Given data:

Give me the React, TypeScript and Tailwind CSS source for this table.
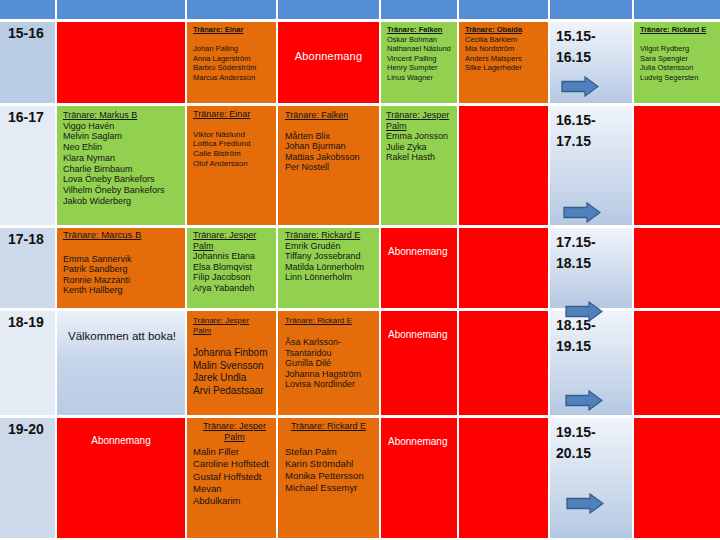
import type { ReactNode } from 'react';

const RED = 'bg-[#ff0000]';
const ORANGE = 'bg-[#e46c0a]';
const GREEN = 'bg-[#92d050]';
const HEAD = 'bg-[#558ed5]';

function Arrow({ className }: { className: string }) {
  return (
    <svg
      className={`absolute z-10 ${className}`}
      width="38"
      height="21"
      viewBox="0 0 38 21"
    >
      <polygon
        points="1,5.5 24,5.5 24,1 37,10.5 24,20 24,15.5 1,15.5"
        fill="#4f81bd"
        stroke="#385d8a"
        strokeWidth="1.3"
      />
    </svg>
  );
}

function Coach({ children, className = '' }: { children: ReactNode; className?: string }) {
  return <div className={`underline ${className}`}>{children}</div>;
}

function Names({ names }: { names: string[] }) {
  return (
    <>
      {names.map((n) => (
        <div key={n} className="whitespace-nowrap">
          {n}
        </div>
      ))}
    </>
  );
}

function TimeLabel({ label, bg }: { label: string; bg: string }) {
  return (
    <div className={`${bg} pl-[8px] pt-[2px] text-[14px] font-bold leading-[18px] text-[#111]`}>
      {label}
    </div>
  );
}

function Slot({ from, to, arrow }: { from: string; to: string; arrow: string }) {
  return (
    <div className="relative bg-linear-to-b from-[#f0f4fa] via-[#d3dfee] to-[#b5c8e3] pl-[6px] pt-[4px] text-[14px] font-bold leading-[21px] text-[#111]">
      <div>{from}-</div>
      <div>{to}</div>
      <Arrow className={arrow} />
    </div>
  );
}

function Abo({ className }: { className: string }) {
  return <div className={`${RED} text-white ${className}`}>Abonnemang</div>;
}

export default function App() {
  return (
    <div className="h-[540px] w-[720px] overflow-hidden bg-white font-['Liberation_Sans',Arial,sans-serif] text-[#141414]">
      <div className="grid grid-cols-[55px_128px_89px_101px_76px_89px_82px_86px] grid-rows-[19px_81px_119px_80px_104px_120px] gap-x-[2px] gap-y-[3px]">
        {/* header */}
        {Array.from({ length: 8 }, (_, i) => (
          <div key={i} className={HEAD} />
        ))}

        {/* 15-16 */}
        <TimeLabel label="15-16" bg="bg-[#b8cce4]" />
        <div className={RED} />
        <div className={`${ORANGE} pl-[6px] pt-[3px] text-[7.5px] leading-[9.5px]`}>
          <Coach className="font-bold">Tränare: Einar</Coach>
          <div className="h-[9.5px]" />
          <Names names={['Johan Palling', 'Anna Lagerström', 'Barbro Söderström', 'Marcus Andersson']} />
        </div>
        <Abo className="pt-[27px] text-center text-[11px] leading-[14px] tracking-[0.2px]" />
        <div className={`${GREEN} pl-[6px] pt-[3px] text-[7.5px] leading-[9.5px]`}>
          <Coach className="font-bold">Tränare: Falken</Coach>
          <Names names={['Oskar Bohman', 'Nathanael Näslund', 'Vincent Palling', 'Henry Sumpter', 'Linus Wagner']} />
        </div>
        <div className={`${ORANGE} pl-[6px] pt-[3px] text-[7.5px] leading-[9.5px]`}>
          <Coach className="font-bold">Tränare: Obaida</Coach>
          <Names names={['Cecilia Barklem', 'Mia Nordström', 'Anders Matspers', 'Silke Lagerheder']} />
        </div>
        <Slot from="15.15" to="16.15" arrow="left-[11px] top-[54px]" />
        <div className={`${GREEN} pl-[6px] pt-[3px] text-[7.5px] leading-[9.5px]`}>
          <Coach className="font-bold">Tränare: Rickard E</Coach>
          <div className="h-[9.5px]" />
          <Names names={['Vilgot Rydberg', 'Sara Spengler', 'Julia Ostensson', 'Ludvig Segersten']} />
        </div>

        {/* 16-17 */}
        <TimeLabel label="16-17" bg="bg-[#e4ebf5]" />
        <div className={`${GREEN} pl-[6px] pt-[4px] text-[9px] leading-[10.7px]`}>
          <Coach>Tränare: Markus B</Coach>
          <Names
            names={[
              'Viggo Havén',
              'Melvin Saglam',
              'Neo Ehlin',
              'Klara Nyman',
              'Charlie Birnbaum',
              'Lova Öneby Bankefors',
              'Vilhelm Öneby Bankefors',
              'Jakob Widerberg',
            ]}
          />
        </div>
        <div className={`${ORANGE} pl-[6px] pt-[4px] text-[8px] leading-[9.7px]`}>
          <Coach className="text-[9px]">Tränare: Einar</Coach>
          <div className="h-[10px]" />
          <Names names={['Viktor Näslund', 'Lottica Fredlund', 'Calle Biström', 'Olof Andersson']} />
        </div>
        <div className={`${ORANGE} pl-[7px] pt-[4px] text-[9px] leading-[10.6px]`}>
          <Coach>Tränare: Falken</Coach>
          <div className="h-[10px]" />
          <Names names={['Mårten Blix', 'Johan Bjurman', 'Mattias Jakobsson', 'Per Nostell']} />
        </div>
        <div className={`${GREEN} pl-[5px] pt-[4px] text-[9px] leading-[10.6px]`}>
          <Coach>Tränare: Jesper</Coach>
          <Coach>Palm</Coach>
          <Names names={['Emma Jonsson', 'Julie Zyka', 'Rakel Hasth']} />
        </div>
        <div className={RED} />
        <Slot from="16.15" to="17.15" arrow="left-[13px] top-[96px]" />
        <div className={RED} />

        {/* 17-18 */}
        <TimeLabel label="17-18" bg="bg-[#ccd9ea]" />
        <div className={`${ORANGE} pl-[6px] pt-[2px] text-[9px] leading-[10.5px]`}>
          <Coach className="text-[9.5px]">Tränare: Marcus B</Coach>
          <div className="h-[13px]" />
          <Names names={['Emma Sannervik', 'Patrik Sandberg', 'Ronnie Mazzanti', 'Kenth Hallberg']} />
        </div>
        <div className={`${GREEN} pl-[6px] pt-[2px] text-[9px] leading-[10.5px]`}>
          <Coach>Tränare: Jesper</Coach>
          <Coach>Palm</Coach>
          <Names names={['Johannis Etana', 'Elsa Blomqvist', 'Filip Jacobson', 'Arya Yabandeh']} />
        </div>
        <div className={`${GREEN} pl-[7px] pt-[2px] text-[9px] leading-[10.5px]`}>
          <Coach>Tränare: Rickard E</Coach>
          <Names names={['Emrik Grudén', 'Tiffany Jossebrand', 'Matilda Lönnerholm', 'Linn Lönnerholm']} />
        </div>
        <Abo className="pl-[7px] pt-[17px] text-[10px] leading-[14px]" />
        <div className={RED} />
        <Slot from="17.15" to="18.15" arrow="left-[15px] top-[73px]" />
        <div className={RED} />

        {/* 18-19 */}
        <TimeLabel label="18-19" bg="bg-[#e6ecf5]" />
        <div className="bg-linear-to-b from-[#ecf1f8] via-[#c5d4e9] to-[#b9cce5] pl-[11px] pt-[17px] text-[11.5px] leading-[16px] text-[#111]">
          Välkommen att boka!
        </div>
        <div className={`${ORANGE} pl-[6px] pt-[5px] text-[10px] leading-[12.5px]`}>
          <div className="text-[8px] leading-[10px]">
            <Coach>Tränare: Jesper</Coach>
            <Coach>Palm</Coach>
          </div>
          <div className="h-[11px]" />
          <Names names={['Johanna Finbom', 'Malin Svensson', 'Jarek Undla', 'Arvi Pedastsaar']} />
        </div>
        <div className={`${ORANGE} pl-[7px] pt-[5px] text-[9px] leading-[10.4px]`}>
          <Coach className="text-[8px]">Tränare: Rickard E</Coach>
          <div className="h-[11px]" />
          <Names names={['Åsa Karlsson-', 'Tsantaridou', 'Gunilla Dilé', 'Johanna Hagström', 'Lovisa Nordlinder']} />
        </div>
        <Abo className="pl-[7px] pt-[17px] text-[10px] leading-[14px]" />
        <div className={RED} />
        <Slot from="18.15" to="19.15" arrow="left-[15px] top-[79px]" />
        <div className={RED} />

        {/* 19-20 */}
        <TimeLabel label="19-20" bg="bg-[#ccd9ea]" />
        <Abo className="pt-[16px] text-center text-[10px] leading-[14px]" />
        <div className={`${ORANGE} pl-[6px] pt-[3px] text-[9.5px] leading-[12.3px]`}>
          <div className="text-center text-[9px] leading-[11px]">
            <Coach>Tränare: Jesper</Coach>
            <Coach>Palm</Coach>
          </div>
          <div className="h-[3px]" />
          <Names names={['Malin Filler', 'Caroline Hoffstedt', 'Gustaf Hoffstedt', 'Mevan', 'Abdulkarim']} />
        </div>
        <div className={`${ORANGE} pl-[7px] pt-[3px] text-[9.5px] leading-[12px]`}>
          <Coach className="pr-[7px] text-center text-[9px] leading-[11px]">Tränare: Rickard E</Coach>
          <div className="h-[14px]" />
          <Names names={['Stefan Palm', 'Karin Strömdahl', 'Monika Pettersson', 'Michael Essemyr']} />
        </div>
        <Abo className="pl-[7px] pt-[17px] text-[10px] leading-[14px]" />
        <div className={RED} />
        <Slot from="19.15" to="20.15" arrow="left-[16px] top-[75px]" />
        <div className={RED} />
      </div>
    </div>
  );
}
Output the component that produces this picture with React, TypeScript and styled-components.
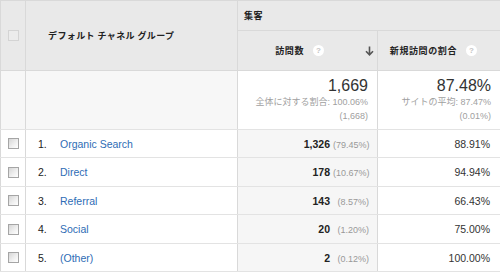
import React from "react";
import styled, { createGlobalStyle } from "styled-components";

const GlobalStyle = createGlobalStyle`
  html, body {
    margin: 0;
    padding: 0;
    background: #ffffff;
  }
  body {
    font-family: "Liberation Sans", Arial, "Noto Sans CJK JP", sans-serif;
    color: #333333;
  }
`;

const Table = styled.table`
  width: 500px;
  border-collapse: collapse;
  table-layout: fixed;
  border: 1px solid #d9d9d9;
`;

const HeadCell = styled.th<{ $align?: "left" | "right" }>`
  background: #e9e9e9;
  border: 1px solid #d9d9d9;
  padding: 0;
  font-family: "Noto Sans CJK JP", "Liberation Sans", sans-serif;
  font-size: 9px;
  font-weight: 700;
  color: #222222;
  text-align: ${(p) => p.$align || "left"};
  vertical-align: middle;
`;

const GroupTitle = styled.div`
  padding-left: 6px;
  letter-spacing: 0.5px;
`;

const DimTitle = styled.div`
  padding-left: 22px;
  letter-spacing: 0.4px;
`;

const MetricHead = styled.div<{ $pad: number }>`
  display: flex;
  align-items: center;
  justify-content: flex-end;
  padding-right: ${(p) => p.$pad}px;
  letter-spacing: 0.6px;
`;

const Help = styled.span`
  display: inline-flex;
  align-items: center;
  justify-content: center;
  width: 11px;
  height: 11px;
  margin-left: 9px;
  border-radius: 50%;
  background: #ffffff;
  color: #c4c4c4;
  font-family: "Liberation Sans", Arial, sans-serif;
  font-size: 8px;
  font-weight: 700;
  letter-spacing: 0;
`;

const SortArrow = styled.svg`
  margin-left: 41px;
  display: block;
`;

const Check = styled.span<{ $muted?: boolean }>`
  display: block;
  box-sizing: border-box;
  width: 11px;
  height: 11px;
  margin-left: 7px;
  border: 1px solid ${(p) => (p.$muted ? "#d4d4d4" : "#a5a5a5")};
  background: ${(p) =>
    p.$muted ? "#ececec" : "linear-gradient(135deg, #d6d6d6 0%, #efefef 55%, #ffffff 100%)"};
`;

const Row = styled.tr<{ $h: number }>`
  height: ${(p) => p.$h}px;
`;

const Cell = styled.td<{ $bg?: string; $align?: "left" | "right" }>`
  border: 1px solid #e3e3e3;
  border-left-color: #d9d9d9;
  border-right-color: #d9d9d9;
  padding: 0;
  background: ${(p) => p.$bg || "#ffffff"};
  text-align: ${(p) => p.$align || "left"};
  vertical-align: middle;
  font-size: 10.5px;
`;

const Summary = styled.div`
  padding: 0 9px 0 0;
  text-align: right;
`;

const BigValue = styled.div`
  font-size: 16px;
  line-height: 18px;
  color: #333333;
`;

const SubText = styled.div`
  font-family: "Liberation Sans", Arial, "Noto Sans CJK JP", sans-serif;
  font-size: 9px;
  line-height: 14px;
  color: #a0a0a0;
`;

const Dim = styled.div`
  display: flex;
  align-items: center;
`;

const Index = styled.span`
  width: 22px;
  padding-left: 12px;
  color: #222222;
`;

const Link = styled.a`
  color: #2e6cb5;
  text-decoration: none;
`;

const Visits = styled.div`
  display: flex;
  justify-content: flex-end;
  align-items: baseline;
  padding-right: 8px;
`;

const Count = styled.span`
  font-weight: 700;
  color: #222222;
`;

const Pct = styled.span`
  width: 36px;
  margin-left: 3px;
  text-align: right;
  font-size: 9px;
  color: #999999;
`;

const Ratio = styled.div`
  padding-right: 10px;
  color: #333333;
`;

const rows = [
  { n: 1, name: "Organic Search", visits: "1,326", pct: "(79.45%)", ratio: "88.91%", h: 28 },
  { n: 2, name: "Direct", visits: "178", pct: "(10.67%)", ratio: "94.94%", h: 29 },
  { n: 3, name: "Referral", visits: "143", pct: "(8.57%)", ratio: "66.43%", h: 28 },
  { n: 4, name: "Social", visits: "20", pct: "(1.20%)", ratio: "75.00%", h: 29 },
  { n: 5, name: "(Other)", visits: "2", pct: "(0.12%)", ratio: "100.00%", h: 28 },
];

export default function App() {
  return (
    <>
      <GlobalStyle />
      <Table>
        <colgroup>
          <col style={{ width: 25 }} />
          <col style={{ width: 212 }} />
          <col style={{ width: 140 }} />
          <col style={{ width: 123 }} />
        </colgroup>
        <thead>
          <Row $h={30}>
            <HeadCell rowSpan={2}>
              <Check $muted />
            </HeadCell>
            <HeadCell rowSpan={2}>
              <DimTitle>デフォルト チャネル グループ</DimTitle>
            </HeadCell>
            <HeadCell colSpan={2}>
              <GroupTitle>集客</GroupTitle>
            </HeadCell>
          </Row>
          <Row $h={40}>
            <HeadCell $align="right">
              <MetricHead $pad={3}>
                訪問数
                <Help>?</Help>
                <SortArrow width="9" height="10" viewBox="0 0 9 10">
                  <path d="M4.5 0.5v8M1 5.2l3.5 3.6L8 5.2" stroke="#555" strokeWidth="1.6" fill="none" />
                </SortArrow>
              </MetricHead>
            </HeadCell>
            <HeadCell $align="right">
              <MetricHead $pad={23}>
                新規訪問の割合
                <Help>?</Help>
              </MetricHead>
            </HeadCell>
          </Row>
        </thead>
        <tbody>
          <Row $h={59}>
            <Cell $bg="#f7f7f7" />
            <Cell $bg="#f7f7f7" />
            <Cell>
              <Summary>
                <BigValue>1,669</BigValue>
                <SubText>全体に対する割合: 100.06%</SubText>
                <SubText>(1,668)</SubText>
              </Summary>
            </Cell>
            <Cell>
              <Summary>
                <BigValue>87.48%</BigValue>
                <SubText>サイトの平均: 87.47%</SubText>
                <SubText>(0.01%)</SubText>
              </Summary>
            </Cell>
          </Row>
          {rows.map((r) => (
            <Row $h={r.h} key={r.n}>
              <Cell>
                <Check />
              </Cell>
              <Cell>
                <Dim>
                  <Index>{r.n}.</Index>
                  <Link href="#">{r.name}</Link>
                </Dim>
              </Cell>
              <Cell $bg="#f6f6f6">
                <Visits>
                  <Count>{r.visits}</Count>
                  <Pct>{r.pct}</Pct>
                </Visits>
              </Cell>
              <Cell $align="right">
                <Ratio>{r.ratio}</Ratio>
              </Cell>
            </Row>
          ))}
        </tbody>
      </Table>
    </>
  );
}
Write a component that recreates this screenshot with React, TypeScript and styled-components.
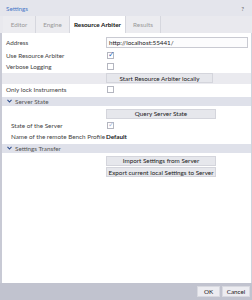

What the task asks: Go from the first line of the listing to the line holding "const HEAD = 'bg-[#558ed5]';" and, please, transcribe those lines exactly, both included, with no pictures.

Exercise answer:
Give me the React, TypeScript and Tailwind CSS source for this table.
import type { ReactNode } from 'react';

const RED = 'bg-[#ff0000]';
const ORANGE = 'bg-[#e46c0a]';
const GREEN = 'bg-[#92d050]';
const HEAD = 'bg-[#558ed5]';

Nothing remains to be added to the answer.